Given the pseudo model below:
class model(nn.Module):
def __init__(self):
self.alpha_params1 = nn.Parameters(<size>, requires_grad=True)
self.alpha_params2 = nn.Parameters(<size>, requires_grad=True)
< typical Conv2d layers>....
def forward(self, x):
<feed forward>
return output
def net_parameters(self, filtered_name='alpha_', recurse=True):
# return torch layer params
for name, param in self.named_parameters(recurse=recurse):
if filtered_name not in name:
yield param
def extra_params(self):
# return user defined params
return [self.alpha_params1, self.alpha_params2]
So above is my pseudo model code.
net = model() # instantiate model above
optimizer_1 = Adam(model.net_parameters, lr=0.001,...)

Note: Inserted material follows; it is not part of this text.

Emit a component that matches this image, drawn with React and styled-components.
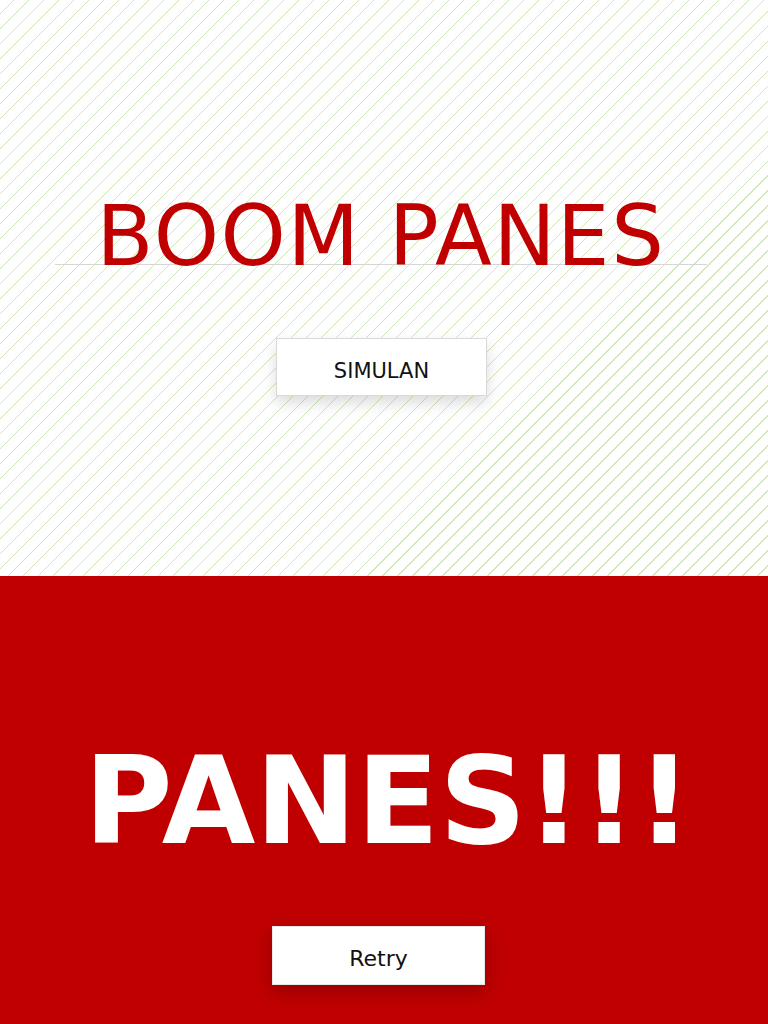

optimizer_2 = Adam(model.extra_params, lr=0.003,...)
criterion = L1()
##
# typical Apex Distributed Data Parrallel initialization
##
for epoch in epochs:
for data1, data2 in dataloader:
output = net(data1.data)
loss = criterion(output, data1.gt)
loss.backward()
optimizer_1.zero_grad()
optimizer_1.step()
output2 = net(data2.data)
loss2 = criterion(output2, data2.gt)
loss2.backward()
optimizer_2.zero_grad()
optimizer_2.step()
# save checkpoint
torch.save(net.module.state_dict(), f"state_dict_{epoch}.pth")
torch.save(net.module.extra_params(), f"extra_params_{epoch}.pth")
Above is my pseudo code for model instantiation and training.
At every 10 epoch intervals, I checkpoint by saving model.state_dict() as well as model’s alpha parameters separately. I then compare the value of my alpha parameters between different epochs. What I found is that both parameters from separate epochs are identical in values as well the model’s weights. It seems no update is happening. Any help is appreciated.